Sehr weltlich: Auf Weihnachtsmärkten werden Stimmungsmacher verkauft und Stimmung produziert. Bereits im Spätmittelalter drängt man sich während der Vorweihnachtszeit über und durch spezielle Märkte, um sich für die kalte Jahreszeit mit Lebensmitteln einzudecken. Später kommen Süßigkeiten-Händler, Handwerker und Spielzeugmacher dazu, die mit ihren Waren Geschenkideen liefern. Besondere Speisen rund um Weihnachten und die Suche nach wertschätzenden Gaben sind aber auch durchaus christlichen Ursprungs - was wiederum Geschichtsforscher auf die Heiligen Drei Könige zurückführen.

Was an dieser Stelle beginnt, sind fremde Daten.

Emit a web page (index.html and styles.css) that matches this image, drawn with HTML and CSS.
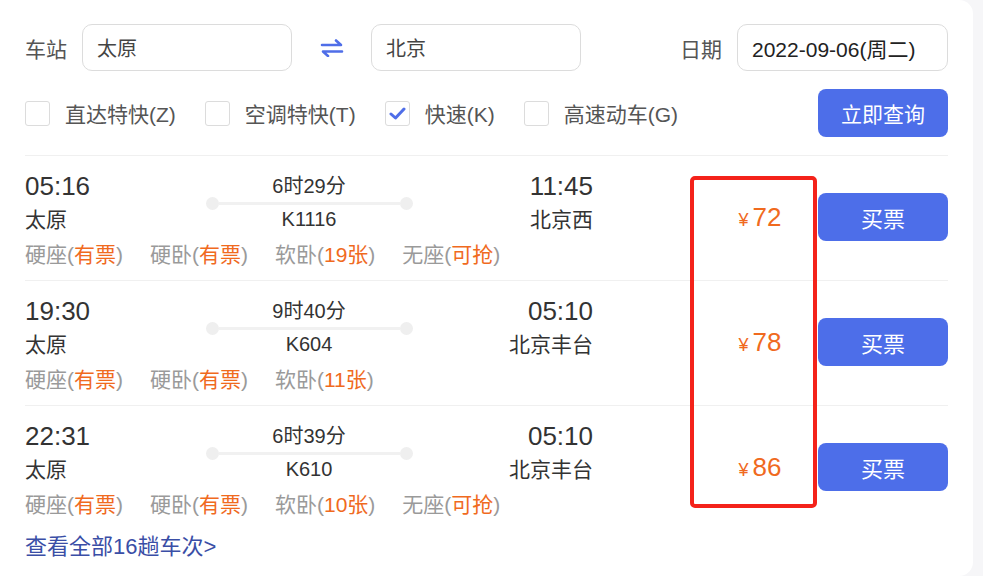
FILE: index.html
```html
<!DOCTYPE html>
<html lang="zh-CN">
<head>
    <meta charset="UTF-8">
    <meta name="viewport" content="width=device-width, initial-scale=1.0">
    <title>火车票查询</title>
    <link rel="stylesheet" href="styles.css">
</head>
<body>
    <div class="ticket-card">
        <div class="search-row">
            <span class="field-label">车站</span>
            <div class="text-input">太原</div>
            <div class="swap-icon">
                <svg width="24" height="18" viewBox="0 0 24 18" fill="none" stroke="#4f6ee8" stroke-width="2.6" stroke-linecap="round" stroke-linejoin="round">
                    <path d="M2 6h19l-5-4.5"/>
                    <path d="M22 12.5H3l5 4.5"/>
                </svg>
            </div>
            <div class="text-input">北京</div>
            <span class="field-label date-label">日期</span>
            <div class="text-input date-input">2022-09-06(周二)</div>
        </div>

        <div class="filter-row">
            <label class="check-item"><span class="check-box"></span>直达特快(Z)</label>
            <label class="check-item"><span class="check-box"></span>空调特快(T)</label>
            <label class="check-item">
                <span class="check-box checked">
                    <svg width="17" height="13" viewBox="0 0 17 13" fill="none" stroke="#4f6ee8" stroke-width="3" stroke-linecap="round" stroke-linejoin="round"><path d="M2 7l4.5 4L15 2"/></svg>
                </span>快速(K)
            </label>
            <label class="check-item"><span class="check-box"></span>高速动车(G)</label>
            <button class="search-btn">立即查询</button>
        </div>

        <div class="train-list" id="trainList">
            <!-- rows filled by script -->
        </div>

        <a class="more-link" href="#">查看全部16趟车次&gt;</a>

        <div class="price-highlight"></div>
    </div>

    <script>
        const trains = [
            { dep: '05:16', arr: '11:45', from: '太原', to: '北京西', duration: '6时29分', code: 'K1116', price: 72,
              seats: [['硬座', '有票'], ['硬卧', '有票'], ['软卧', '19张'], ['无座', '可抢']] },
            { dep: '19:30', arr: '05:10', from: '太原', to: '北京丰台', duration: '9时40分', code: 'K604', price: 78,
              seats: [['硬座', '有票'], ['硬卧', '有票'], ['软卧', '11张']] },
            { dep: '22:31', arr: '05:10', from: '太原', to: '北京丰台', duration: '6时39分', code: 'K610', price: 86,
              seats: [['硬座', '有票'], ['硬卧', '有票'], ['软卧', '10张'], ['无座', '可抢']] }
        ];

        const list = document.getElementById('trainList');
        trains.forEach(train => {
            const row = document.createElement('div');
            row.className = 'train-row';
            const seats = train.seats
                .map(s => `<span class="seat">${s[0]}(<em>${s[1]}</em>)</span>`)
                .join('');
            row.innerHTML = `
                <div class="train-info">
                    <div class="train-main">
                        <div class="col-dep">
                            <div class="time">${train.dep}</div>
                            <div class="station">${train.from}</div>
                        </div>
                        <div class="col-mid">
                            <div class="duration">${train.duration}</div>
                            <div class="track"><i></i><b></b><i></i></div>
                            <div class="code">${train.code}</div>
                        </div>
                        <div class="col-arr">
                            <div class="time">${train.arr}</div>
                            <div class="station">${train.to}</div>
                        </div>
                    </div>
                    <div class="seats">${seats}</div>
                </div>
                <div class="price"><small>¥</small>${train.price}</div>
                <button class="buy-btn">买票</button>
            `;
            list.appendChild(row);
        });
    </script>
</body>
</html>
```

FILE: styles.css
```css
body {
    margin: 0;
    background: #f6f6f8;
    font-family: "Liberation Sans", "Noto Sans CJK SC", sans-serif;
    color: #333;
}

.ticket-card {
    position: relative;
    box-sizing: border-box;
    width: 973px;
    height: 576px;
    background: white;
    border-radius: 0 14px 14px 0;
    padding: 24px 25px 0 25px;
}

/* Search Row */
.search-row {
    display: flex;
    align-items: center;
    height: 47px;
}

.field-label {
    font-size: 21px;
    color: #555;
    margin-right: 15px;
}

.date-label {
    margin-left: auto;
}

.text-input {
    box-sizing: border-box;
    width: 210px;
    height: 47px;
    border: 1px solid #dcdcdc;
    border-radius: 10px;
    padding-left: 14px;
    display: flex;
    align-items: center;
    font-size: 20px;
    color: #444;
}

.date-input {
    width: 211px;
    font-size: 21px;
    color: #222;
}

.swap-icon {
    width: 79px;
    display: flex;
    justify-content: center;
    align-items: center;
}

/* Filter Row */
.filter-row {
    display: flex;
    align-items: center;
    margin-top: 18px;
    height: 48px;
}

.check-item {
    display: flex;
    align-items: center;
    font-size: 21px;
    color: #555;
    margin-right: 29px;
}

.check-box {
    box-sizing: border-box;
    width: 25px;
    height: 25px;
    border: 1px solid #dcdcdc;
    border-radius: 3px;
    margin-right: 15px;
    display: flex;
    align-items: center;
    justify-content: center;
}

.search-btn {
    margin-left: auto;
    width: 130px;
    height: 48px;
    border: none;
    border-radius: 8px;
    background: #4d6ee9;
    color: white;
    font-family: inherit;
    font-size: 21px;
}

/* Train List */
.train-list {
    margin-top: 18px;
}

.train-row {
    box-sizing: border-box;
    height: 125px;
    border-top: 1px solid #f0f0f0;
    padding-top: 14px;
    display: flex;
}

.train-info {
    width: 568px;
}

.train-main {
    display: grid;
    grid-template-columns: 1fr 207px 1fr;
}

.time,
.station,
.duration,
.code,
.seats {
    line-height: 33px;
}

.time {
    font-size: 26px;
    color: #333;
}

.station {
    font-size: 21px;
    color: #333;
}

.col-mid {
    text-align: center;
}

.duration,
.code {
    font-size: 20px;
    color: #333;
}

.track {
    height: 0;
    display: flex;
    align-items: center;
}

.track i {
    width: 13px;
    height: 13px;
    border-radius: 50%;
    background: #efefef;
}

.track b {
    flex: 1;
    height: 3px;
    background: #f1f1f1;
}

.col-arr {
    text-align: right;
}

.seats {
    margin-top: 2px;
    font-size: 21px;
    color: #9a9a9a;
}

.seat {
    margin-right: 27px;
}

.seat em {
    font-style: normal;
    color: #f06a1e;
}

.price {
    margin-left: auto;
    width: 116px;
    align-self: center;
    margin-top: -15px;
    text-align: center;
    font-size: 26px;
    color: #f06a1e;
}

.price small {
    font-size: 18px;
    margin-right: 4px;
}

.buy-btn {
    align-self: center;
    margin-top: -16px;
    width: 130px;
    height: 48px;
    border: none;
    border-radius: 8px;
    background: #4d6ee9;
    color: white;
    font-family: inherit;
    font-size: 22px;
}

.more-link {
    display: block;
    line-height: 34px;
    font-size: 22px;
    color: #3a4ea6;
    text-decoration: none;
}

/* Highlight box drawn over the price column */
.price-highlight {
    position: absolute;
    left: 690px;
    top: 176px;
    width: 127px;
    height: 332px;
    box-sizing: border-box;
    border: 4px solid #f4221a;
    border-radius: 5px;
    pointer-events: none;
}
```
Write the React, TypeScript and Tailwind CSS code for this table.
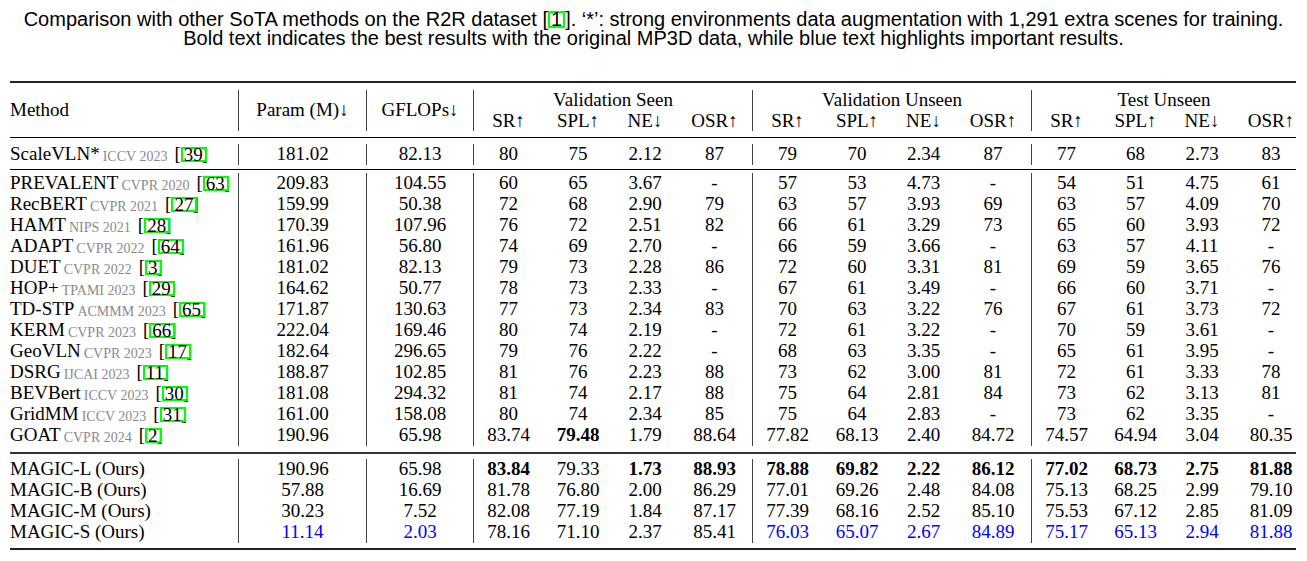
import React from "react";

type V = string;

const SEP = [false, true, true, true, false, false, false, true, false, false, false, true, false, false, false];

function Ref({ n }: { n: string }) {
  return (
    <>
      <span className="ml-[7px]">[</span>
      <span className="inline-block border-2 border-[#00ff00] leading-[11px] pl-[1px] pr-[2px] relative top-[1px]">{n}</span>
      <span className="-ml-[5px]">]</span>
    </>
  );
}

function Method({ name, venue, refn }: { name: string; venue?: string; refn?: string }) {
  return (
    <span className="whitespace-nowrap">
      <span>{name}</span>
      {venue && <span className="text-[14px] text-[#8a8a8a] ml-[3px] relative top-[1px]">{venue}</span>}
      {refn && <Ref n={refn} />}
    </span>
  );
}

function Cell({ i, v }: { i: number; v: V }) {
  let text = v;
  let extra = "";
  if (v.startsWith("*")) {
    text = v.slice(1);
    extra = "font-bold";
  } else if (v.startsWith("~")) {
    text = v.slice(1);
    extra = "text-[#0000ff]";
  }
  return (
    <div
      className={
        "h-[21px] flex items-center justify-center whitespace-nowrap " +
        (SEP[i] ? "border-l border-[#444] " : "") +
        (i === 14 ? "pl-[12px] " : "") +
        extra
      }
    >
      {text}
    </div>
  );
}

const GRID =
  "grid grid-cols-[228px_128px_107px_70px_70px_64px_75px_70px_70px_63px_76px_70px_69px_64px_62px]";

function Row({ m, vals }: { m: React.ReactNode; vals: V[] }) {
  return (
    <div className={GRID}>
      <div className="h-[21px] flex items-center">{m}</div>
      {vals.map((v, k) => (
        <Cell key={k} i={k + 1} v={v} />
      ))}
    </div>
  );
}

const main: [string, string, string, V[]][] = [
  ["PREVALENT", "CVPR 2020", "63", ["209.83", "104.55", "60", "65", "3.67", "-", "57", "53", "4.73", "-", "54", "51", "4.75", "61"]],
  ["RecBERT", "CVPR 2021", "27", ["159.99", "50.38", "72", "68", "2.90", "79", "63", "57", "3.93", "69", "63", "57", "4.09", "70"]],
  ["HAMT", "NIPS 2021", "28", ["170.39", "107.96", "76", "72", "2.51", "82", "66", "61", "3.29", "73", "65", "60", "3.93", "72"]],
  ["ADAPT", "CVPR 2022", "64", ["161.96", "56.80", "74", "69", "2.70", "-", "66", "59", "3.66", "-", "63", "57", "4.11", "-"]],
  ["DUET", "CVPR 2022", "3", ["181.02", "82.13", "79", "73", "2.28", "86", "72", "60", "3.31", "81", "69", "59", "3.65", "76"]],
  ["HOP+", "TPAMI 2023", "29", ["164.62", "50.77", "78", "73", "2.33", "-", "67", "61", "3.49", "-", "66", "60", "3.71", "-"]],
  ["TD-STP", "ACMMM 2023", "65", ["171.87", "130.63", "77", "73", "2.34", "83", "70", "63", "3.22", "76", "67", "61", "3.73", "72"]],
  ["KERM", "CVPR 2023", "66", ["222.04", "169.46", "80", "74", "2.19", "-", "72", "61", "3.22", "-", "70", "59", "3.61", "-"]],
  ["GeoVLN", "CVPR 2023", "17", ["182.64", "296.65", "79", "76", "2.22", "-", "68", "63", "3.35", "-", "65", "61", "3.95", "-"]],
  ["DSRG", "IJCAI 2023", "11", ["188.87", "102.85", "81", "76", "2.23", "88", "73", "62", "3.00", "81", "72", "61", "3.33", "78"]],
  ["BEVBert", "ICCV 2023", "30", ["181.08", "294.32", "81", "74", "2.17", "88", "75", "64", "2.81", "84", "73", "62", "3.13", "81"]],
  ["GridMM", "ICCV 2023", "31", ["161.00", "158.08", "80", "74", "2.34", "85", "75", "64", "2.83", "-", "73", "62", "3.35", "-"]],
  ["GOAT", "CVPR 2024", "2", ["190.96", "65.98", "83.74", "*79.48", "1.79", "88.64", "77.82", "68.13", "2.40", "84.72", "74.57", "64.94", "3.04", "80.35"]],
];

const ours: [string, V[]][] = [
  ["MAGIC-L (Ours)", ["190.96", "65.98", "*83.84", "79.33", "*1.73", "*88.93", "*78.88", "*69.82", "*2.22", "*86.12", "*77.02", "*68.73", "*2.75", "*81.88"]],
  ["MAGIC-B (Ours)", ["57.88", "16.69", "81.78", "76.80", "2.00", "86.29", "77.01", "69.26", "2.48", "84.08", "75.13", "68.25", "2.99", "79.10"]],
  ["MAGIC-M (Ours)", ["30.23", "7.52", "82.08", "77.19", "1.84", "87.17", "77.39", "68.16", "2.52", "85.10", "75.53", "67.12", "2.85", "81.09"]],
  ["MAGIC-S (Ours)", ["~11.14", "~2.03", "78.16", "71.10", "2.37", "85.41", "~76.03", "~65.07", "~2.67", "~84.89", "~75.17", "~65.13", "~2.94", "~81.88"]],
];

const subs = ["SR↑", "SPL↑", "NE↓", "OSR↑"];

function Header() {
  return (
    <div className={GRID + " grid-rows-[20.5px_20.5px]"}>
      <div className="row-span-2 flex items-center">Method</div>
      <div className="row-span-2 flex items-center justify-center border-l border-[#444]">Param (M)↓</div>
      <div className="row-span-2 flex items-center justify-center border-l border-[#444]">GFLOPs↓</div>
      <div className="col-span-4 flex items-center justify-center border-l border-[#444]">Validation Seen</div>
      <div className="col-span-4 flex items-center justify-center border-l border-[#444]">Validation Unseen</div>
      <div className="col-span-4 flex items-center justify-center border-l border-[#444]">Test Unseen</div>
      {[0, 1, 2].map((g) =>
        subs.map((s, k) => {
          const i = 3 + g * 4 + k;
          return (
            <div
              key={i}
              className={
                "flex items-center justify-center whitespace-nowrap " +
                (SEP[i] ? "border-l border-[#444] " : "") +
                (i === 14 ? "pl-[12px]" : "")
              }
            >
              {s}
            </div>
          );
        })
      )}
    </div>
  );
}

export default function App() {
  return (
    <div className="w-[1307px] h-[561px] bg-white text-black overflow-hidden">
      <div className="pt-[10px] text-center font-['Liberation_Sans',Arial,sans-serif] text-[20px] leading-[19px]">
        <div>
          Comparison with other SoTA methods on the R2R dataset [
          <span className="inline-block border-2 border-[#00ff00] leading-[13px] px-[1px]">1</span>]. ‘*’: strong environments data augmentation with 1,291 extra scenes for training.
        </div>
        <div>Bold text indicates the best results with the original MP3D data, while blue text highlights important results.</div>
      </div>
      <div className="ml-[10px] w-[1286px] mt-[33px] font-['Liberation_Serif','Times_New_Roman',serif] text-[19px]">
        <div className="h-[2px] bg-[#222]" />
        <div className="pt-[7px] pb-[6px]">
          <Header />
        </div>
        <div className="h-px bg-black" />
        <div className="pt-[6px] pb-[4px]">
          <Row
            m={<Method name="ScaleVLN*" venue="ICCV 2023" refn="39" />}
            vals={["181.02", "82.13", "80", "75", "2.12", "87", "79", "70", "2.34", "87", "77", "68", "2.73", "83"]}
          />
        </div>
        <div className="h-px bg-black" />
        <div className="pt-[3px] pb-[6px]">
          {main.map(([n, v, r, vals]) => (
            <Row key={n} m={<Method name={n} venue={v} refn={r} />} vals={vals} />
          ))}
        </div>
        <div className="h-[2px] bg-[#333]" />
        <div className="pt-[5px] pb-[5px]">
          {ours.map(([n, vals]) => (
            <Row key={n} m={<Method name={n} />} vals={vals} />
          ))}
        </div>
        <div className="h-[2px] bg-[#222]" />
      </div>
    </div>
  );
}
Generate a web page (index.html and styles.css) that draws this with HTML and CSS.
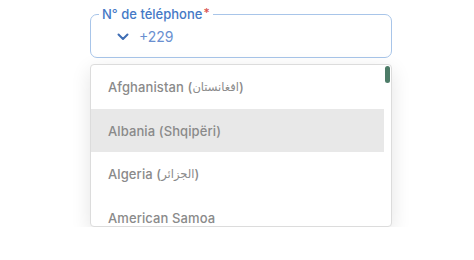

Die aktuelle Eskalation von Konsum rund ums Dekorieren, Schenken plus kulinarisch-alkoholischer Einstimmung ist wiederum westlichem Wohlstand geschuldet.
Im Mittelalter wurden Kinder ausschließlich am 6. Dezember tatsächlich oder in Gestalt des Heiligen Nikolaus beschenkt. Protestanten jedoch hielten nichts von der katholischen Heiligenverehrung. Heute vermuten Historiker, dass wegen Martin Luther die Bescherung auf den 24. Dezember verlegt wurde und die Gaben anlässlich der Feier im Namen Christi - also quasi vom Christkind selbst - heimlich übergeben werden. Das wiederum verwandelte sich im Laufe der Jahrhunderte in eine Kunstfigur im Engelsformat und mit blonden Locken. Und ist heute vor allem im Süden Deutschlands das lokale Pendant zum Weihnachtsmann - der als früher Marketing-Gag im 19. Jahrhundert. Annette Gropp
Christmette
Das Wort Mette kommt aus dem Lateinischen. Die Hora Matutina ist die Morgenstunde, die wiederum von der altitalischen Mater Matuta „Mutter der Frühe“ hergeleitet wird. Die Christmette ist dann durchs Zusammenwachsen des Nachtgebetes Matutin der Christnacht mit der ersten heiligen Messe des Weihnachtsfestes am 25. Dezember entstanden. Obwohl das Ritual ein urchristliches ist, gehen auch Menschen ohne Glaubensbindung an Weihnachten in einen Gottesdienst einer der beiden Konfessionen.